> [Exercise task]:
Your task is to locate every line holding the string "screenshot" and to copy each of them.

Data extracted from a collection

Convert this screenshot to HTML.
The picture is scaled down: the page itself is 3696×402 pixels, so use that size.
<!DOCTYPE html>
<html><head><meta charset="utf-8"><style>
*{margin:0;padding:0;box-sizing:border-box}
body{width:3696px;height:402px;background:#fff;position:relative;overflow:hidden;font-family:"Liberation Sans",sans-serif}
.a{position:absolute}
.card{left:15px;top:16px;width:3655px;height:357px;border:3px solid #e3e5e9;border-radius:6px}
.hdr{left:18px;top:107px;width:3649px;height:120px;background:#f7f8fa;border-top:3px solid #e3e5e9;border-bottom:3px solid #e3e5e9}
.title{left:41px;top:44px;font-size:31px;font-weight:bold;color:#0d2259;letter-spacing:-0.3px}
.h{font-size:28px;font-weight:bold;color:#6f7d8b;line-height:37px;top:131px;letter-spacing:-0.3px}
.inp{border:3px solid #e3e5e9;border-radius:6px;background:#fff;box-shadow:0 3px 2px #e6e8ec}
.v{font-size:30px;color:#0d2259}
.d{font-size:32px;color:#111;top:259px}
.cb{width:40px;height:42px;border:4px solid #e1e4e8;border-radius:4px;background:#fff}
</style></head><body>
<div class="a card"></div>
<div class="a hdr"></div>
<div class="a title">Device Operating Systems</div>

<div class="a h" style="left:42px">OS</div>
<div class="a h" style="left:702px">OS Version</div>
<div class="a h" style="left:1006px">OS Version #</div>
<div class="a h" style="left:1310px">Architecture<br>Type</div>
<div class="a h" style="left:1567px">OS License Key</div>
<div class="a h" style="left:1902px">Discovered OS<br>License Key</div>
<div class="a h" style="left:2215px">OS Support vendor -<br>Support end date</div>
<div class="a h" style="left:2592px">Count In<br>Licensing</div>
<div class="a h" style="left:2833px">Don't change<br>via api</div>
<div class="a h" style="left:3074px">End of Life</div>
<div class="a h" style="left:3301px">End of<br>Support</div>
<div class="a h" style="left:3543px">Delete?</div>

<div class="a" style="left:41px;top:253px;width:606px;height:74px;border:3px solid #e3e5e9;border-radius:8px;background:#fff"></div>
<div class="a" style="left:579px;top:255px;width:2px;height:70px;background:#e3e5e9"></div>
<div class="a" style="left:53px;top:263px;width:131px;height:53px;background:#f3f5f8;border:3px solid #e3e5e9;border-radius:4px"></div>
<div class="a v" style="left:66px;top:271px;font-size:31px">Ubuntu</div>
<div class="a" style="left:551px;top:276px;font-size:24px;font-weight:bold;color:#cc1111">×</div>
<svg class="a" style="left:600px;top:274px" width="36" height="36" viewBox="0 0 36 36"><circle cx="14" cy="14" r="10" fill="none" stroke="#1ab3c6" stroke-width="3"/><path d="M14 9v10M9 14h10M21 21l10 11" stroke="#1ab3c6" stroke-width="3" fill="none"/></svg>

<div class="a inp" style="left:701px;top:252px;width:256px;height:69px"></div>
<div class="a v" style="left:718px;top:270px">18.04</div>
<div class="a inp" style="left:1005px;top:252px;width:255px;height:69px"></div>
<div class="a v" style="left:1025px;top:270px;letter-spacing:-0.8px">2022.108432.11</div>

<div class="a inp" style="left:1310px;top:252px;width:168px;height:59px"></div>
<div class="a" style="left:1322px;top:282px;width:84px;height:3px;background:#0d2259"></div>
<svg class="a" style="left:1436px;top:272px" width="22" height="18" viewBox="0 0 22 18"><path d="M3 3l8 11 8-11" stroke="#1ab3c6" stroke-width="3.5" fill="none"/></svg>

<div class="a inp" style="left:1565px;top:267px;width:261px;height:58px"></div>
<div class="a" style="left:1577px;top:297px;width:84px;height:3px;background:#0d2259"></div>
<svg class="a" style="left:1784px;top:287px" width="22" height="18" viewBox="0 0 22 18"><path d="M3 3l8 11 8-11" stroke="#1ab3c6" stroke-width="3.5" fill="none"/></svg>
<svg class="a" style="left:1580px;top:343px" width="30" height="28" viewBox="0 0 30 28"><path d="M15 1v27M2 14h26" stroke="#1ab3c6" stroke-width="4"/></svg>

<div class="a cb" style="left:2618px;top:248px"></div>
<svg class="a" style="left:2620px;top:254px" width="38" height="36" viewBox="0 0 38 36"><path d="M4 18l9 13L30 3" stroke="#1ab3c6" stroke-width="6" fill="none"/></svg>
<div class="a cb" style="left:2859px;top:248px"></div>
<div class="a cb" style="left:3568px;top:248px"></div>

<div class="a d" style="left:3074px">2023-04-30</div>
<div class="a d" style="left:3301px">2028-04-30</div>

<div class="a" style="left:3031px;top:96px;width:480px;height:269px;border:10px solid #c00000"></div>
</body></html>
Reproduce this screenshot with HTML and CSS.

> [Result of the exercise]:
Convert this screenshot to HTML.
Reproduce this screenshot with HTML and CSS.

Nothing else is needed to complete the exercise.